- _Work to be completed_
Each line below should be retyped exactly, with no pictures.

- _Dataset excerpt_
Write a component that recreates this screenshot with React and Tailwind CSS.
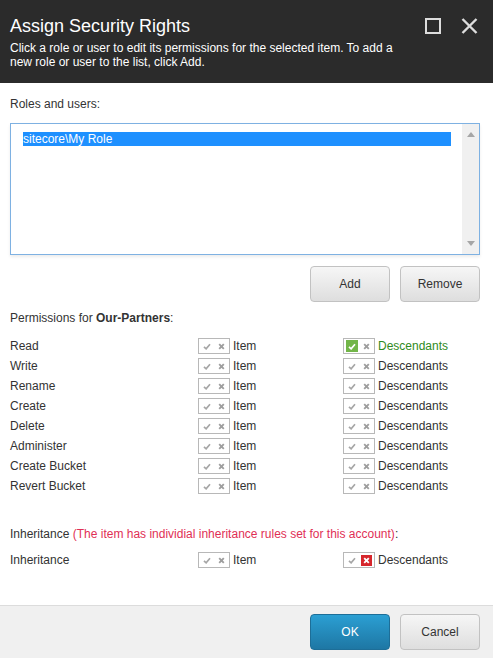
// Assign Security Rights dialog

const permissions = [
  { name: 'Read', descendants: 'allow' },
  { name: 'Write' },
  { name: 'Rename' },
  { name: 'Create' },
  { name: 'Delete' },
  { name: 'Administer' },
  { name: 'Create Bucket' },
  { name: 'Revert Bucket' },
]

function CheckGlyph({ color = '#a6a6a6' }) {
  return (
    <svg width="8" height="7" viewBox="0 0 8 7">
      <path d="M1 3.8 L3.1 5.8 L7 1.2" fill="none" stroke={color} strokeWidth="1.7" />
    </svg>
  )
}

function CrossGlyph({ color = '#9e9e9e' }) {
  return (
    <svg width="7" height="7" viewBox="0 0 7 7">
      <path d="M1.2 1.2 L5.8 5.8 M5.8 1.2 L1.2 5.8" fill="none" stroke={color} strokeWidth="1.9" />
    </svg>
  )
}

// Two-slot allow / deny toggle
function Toggle({ state }) {
  return (
    <div className="flex w-[32px] h-[16px] border border-[#b8b8b8] bg-white">
      <div className="flex-1 flex items-center justify-center">
        {state === 'allow' ? (
          <div className="w-[12px] h-[12px] bg-[#72b548] flex items-center justify-center">
            <CheckGlyph color="#ffffff" />
          </div>
        ) : (
          <CheckGlyph />
        )}
      </div>
      <div className="flex-1 flex items-center justify-center">
        {state === 'deny' ? (
          <div className="w-[11px] h-[11px] bg-[#d6262c] flex items-center justify-center">
            <CrossGlyph color="#ffffff" />
          </div>
        ) : (
          <CrossGlyph />
        )}
      </div>
    </div>
  )
}

function ToggleCell({ state, label }) {
  return (
    <div className="flex items-center gap-[3px]">
      <Toggle state={state} />
      <span className={state === 'allow' ? 'text-[#2f8a22]' : 'text-[#333333]'}>{label}</span>
    </div>
  )
}

function PermissionRow({ name, item, descendants }) {
  return (
    <div className="grid grid-cols-[188px_145px_1fr] items-center h-[20px]">
      <span>{name}</span>
      <ToggleCell state={item} label="Item" />
      <ToggleCell state={descendants} label="Descendants" />
    </div>
  )
}

function GrayButton({ children }) {
  return (
    <button className="w-[80px] h-[36px] rounded-[4px] border border-[#c2c2c2] bg-gradient-to-b from-[#f6f6f6] to-[#dedede] text-[#333333] text-[12px]">
      {children}
    </button>
  )
}

export default function App() {
  return (
    <div className="w-[493px] h-[658px] flex flex-col bg-white font-['Liberation_Sans',Arial,sans-serif] text-[12px] text-[#333333]">
      {/* Header */}
      <div className="h-[83px] bg-[#2b2b2b] text-white pl-[10px] pr-[15px] pt-[15px] flex justify-between items-start">
        <div>
          <h1 className="text-[18px] leading-[22px]">Assign Security Rights</h1>
          <p className="mt-[4px] w-[405px] leading-[14px]">
            Click a role or user to edit its permissions for the selected item. To add a new role or user to the list, click Add.
          </p>
        </div>
        <div className="flex items-center gap-[20px] mt-[3px]">
          <svg width="16" height="16" viewBox="0 0 16 16">
            <rect x="1" y="1" width="14" height="14" fill="none" stroke="#dddddd" strokeWidth="2" />
          </svg>
          <svg width="17" height="16" viewBox="0 0 17 16">
            <path d="M1.5 1 L15.5 15 M15.5 1 L1.5 15" stroke="#dddddd" strokeWidth="2.4" />
          </svg>
        </div>
      </div>

      {/* Body */}
      <div className="flex-1 pl-[10px] pr-[13px] pt-[13px]">
        <p className="leading-[16px]">Roles and users:</p>

        <div className="mt-[11px] h-[132px] border border-[#7eb1e2] flex shadow-[0_2px_3px_rgba(0,0,0,0.08)]">
          <div className="flex-1 pt-[8px] pl-[12px] pr-[11px]">
            <div className="h-[14px] bg-[#1e90ff] text-white leading-[14px]">sitecore\My Role</div>
          </div>
          <div className="w-[17px] bg-[#f0f0f0] flex flex-col items-center justify-between py-[8px]">
            <svg width="8" height="5" viewBox="0 0 8 5">
              <polygon points="4,0 8,5 0,5" fill="#a6a6a6" />
            </svg>
            <svg width="8" height="5" viewBox="0 0 8 5">
              <polygon points="0,0 8,0 4,5" fill="#a6a6a6" />
            </svg>
          </div>
        </div>

        <div className="mt-[11px] flex justify-end gap-[10px]">
          <GrayButton>Add</GrayButton>
          <GrayButton>Remove</GrayButton>
        </div>

        <p className="mt-[8px] leading-[16px]">
          Permissions for <span className="font-bold">Our-Partners</span>:
        </p>

        <div className="mt-[10px]">
          {permissions.map((p) => (
            <PermissionRow key={p.name} name={p.name} item={p.item} descendants={p.descendants} />
          ))}
        </div>

        <p className="mt-[30px] leading-[16px]">
          Inheritance <span className="text-[#df2f55]">(The item has individial inheritance rules set for this account)</span>:
        </p>

        <div className="mt-[8px]">
          <PermissionRow name="Inheritance" descendants="deny" />
        </div>
      </div>

      {/* Footer */}
      <div className="h-[53px] border-t border-[#dcdcdc] bg-[#f0f0f0] flex items-center justify-end gap-[10px] pr-[13px]">
        <button className="w-[80px] h-[36px] rounded-[4px] border border-[#1d6e98] bg-gradient-to-b from-[#2b9fd3] to-[#1e77a4] text-white text-[12px]">
          OK
        </button>
        <GrayButton>Cancel</GrayButton>
      </div>
    </div>
  )
}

- _Written answer_
Write a component that recreates this screenshot with React and Tailwind CSS.
// Assign Security Rights dialog

const permissions = [
  { name: 'Read', descendants: 'allow' },
  { name: 'Write' },
  { name: 'Rename' },
  { name: 'Create' },
  { name: 'Delete' },
  { name: 'Administer' },
  { name: 'Create Bucket' },
  { name: 'Revert Bucket' },
]

function CheckGlyph({ color = '#a6a6a6' }) {
  return (
    <svg width="8" height="7" viewBox="0 0 8 7">
      <path d="M1 3.8 L3.1 5.8 L7 1.2" fill="none" stroke={color} strokeWidth="1.7" />
    </svg>
  )
}

function CrossGlyph({ color = '#9e9e9e' }) {
  return (
    <svg width="7" height="7" viewBox="0 0 7 7">
      <path d="M1.2 1.2 L5.8 5.8 M5.8 1.2 L1.2 5.8" fill="none" stroke={color} strokeWidth="1.9" />
    </svg>
  )
}

// Two-slot allow / deny toggle
function Toggle({ state }) {
  return (
    <div className="flex w-[32px] h-[16px] border border-[#b8b8b8] bg-white">
      <div className="flex-1 flex items-center justify-center">
        {state === 'allow' ? (
          <div className="w-[12px] h-[12px] bg-[#72b548] flex items-center justify-center">
            <CheckGlyph color="#ffffff" />
          </div>
        ) : (
          <CheckGlyph />
        )}
      </div>
      <div className="flex-1 flex items-center justify-center">
        {state === 'deny' ? (
          <div className="w-[11px] h-[11px] bg-[#d6262c] flex items-center justify-center">
            <CrossGlyph color="#ffffff" />
          </div>
        ) : (
          <CrossGlyph />
        )}
      </div>
    </div>
  )
}

function ToggleCell({ state, label }) {
  return (
    <div className="flex items-center gap-[3px]">
      <Toggle state={state} />
      <span className={state === 'allow' ? 'text-[#2f8a22]' : 'text-[#333333]'}>{label}</span>
    </div>
  )
}

function PermissionRow({ name, item, descendants }) {
  return (
    <div className="grid grid-cols-[188px_145px_1fr] items-center h-[20px]">
      <span>{name}</span>
      <ToggleCell state={item} label="Item" />
      <ToggleCell state={descendants} label="Descendants" />
    </div>
  )
}

function GrayButton({ children }) {
  return (
    <button className="w-[80px] h-[36px] rounded-[4px] border border-[#c2c2c2] bg-gradient-to-b from-[#f6f6f6] to-[#dedede] text-[#333333] text-[12px]">
      {children}
    </button>
  )
}

export default function App() {
  return (
    <div className="w-[493px] h-[658px] flex flex-col bg-white font-['Liberation_Sans',Arial,sans-serif] text-[12px] text-[#333333]">
      {/* Header */}
      <div className="h-[83px] bg-[#2b2b2b] text-white pl-[10px] pr-[15px] pt-[15px] flex justify-between items-start">
        <div>
          <h1 className="text-[18px] leading-[22px]">Assign Security Rights</h1>
          <p className="mt-[4px] w-[405px] leading-[14px]">
            Click a role or user to edit its permissions for the selected item. To add a new role or user to the list, click Add.
          </p>
        </div>
        <div className="flex items-center gap-[20px] mt-[3px]">
          <svg width="16" height="16" viewBox="0 0 16 16">
            <rect x="1" y="1" width="14" height="14" fill="none" stroke="#dddddd" strokeWidth="2" />
          </svg>
          <svg width="17" height="16" viewBox="0 0 17 16">
            <path d="M1.5 1 L15.5 15 M15.5 1 L1.5 15" stroke="#dddddd" strokeWidth="2.4" />
          </svg>
        </div>
      </div>

      {/* Body */}
      <div className="flex-1 pl-[10px] pr-[13px] pt-[13px]">
        <p className="leading-[16px]">Roles and users:</p>

        <div className="mt-[11px] h-[132px] border border-[#7eb1e2] flex shadow-[0_2px_3px_rgba(0,0,0,0.08)]">
          <div className="flex-1 pt-[8px] pl-[12px] pr-[11px]">
            <div className="h-[14px] bg-[#1e90ff] text-white leading-[14px]">sitecore\My Role</div>
          </div>
          <div className="w-[17px] bg-[#f0f0f0] flex flex-col items-center justify-between py-[8px]">
            <svg width="8" height="5" viewBox="0 0 8 5">
              <polygon points="4,0 8,5 0,5" fill="#a6a6a6" />
            </svg>
            <svg width="8" height="5" viewBox="0 0 8 5">
              <polygon points="0,0 8,0 4,5" fill="#a6a6a6" />
            </svg>
          </div>
        </div>

        <div className="mt-[11px] flex justify-end gap-[10px]">
          <GrayButton>Add</GrayButton>
          <GrayButton>Remove</GrayButton>
        </div>

        <p className="mt-[8px] leading-[16px]">
          Permissions for <span className="font-bold">Our-Partners</span>:
        </p>

        <div className="mt-[10px]">
          {permissions.map((p) => (
            <PermissionRow key={p.name} name={p.name} item={p.item} descendants={p.descendants} />
          ))}
        </div>

        <p className="mt-[30px] leading-[16px]">
          Inheritance <span className="text-[#df2f55]">(The item has individial inheritance rules set for this account)</span>:
        </p>

        <div className="mt-[8px]">
          <PermissionRow name="Inheritance" descendants="deny" />
        </div>
      </div>

      {/* Footer */}
      <div className="h-[53px] border-t border-[#dcdcdc] bg-[#f0f0f0] flex items-center justify-end gap-[10px] pr-[13px]">
        <button className="w-[80px] h-[36px] rounded-[4px] border border-[#1d6e98] bg-gradient-to-b from-[#2b9fd3] to-[#1e77a4] text-white text-[12px]">
          OK
        </button>
        <GrayButton>Cancel</GrayButton>
      </div>
    </div>
  )
}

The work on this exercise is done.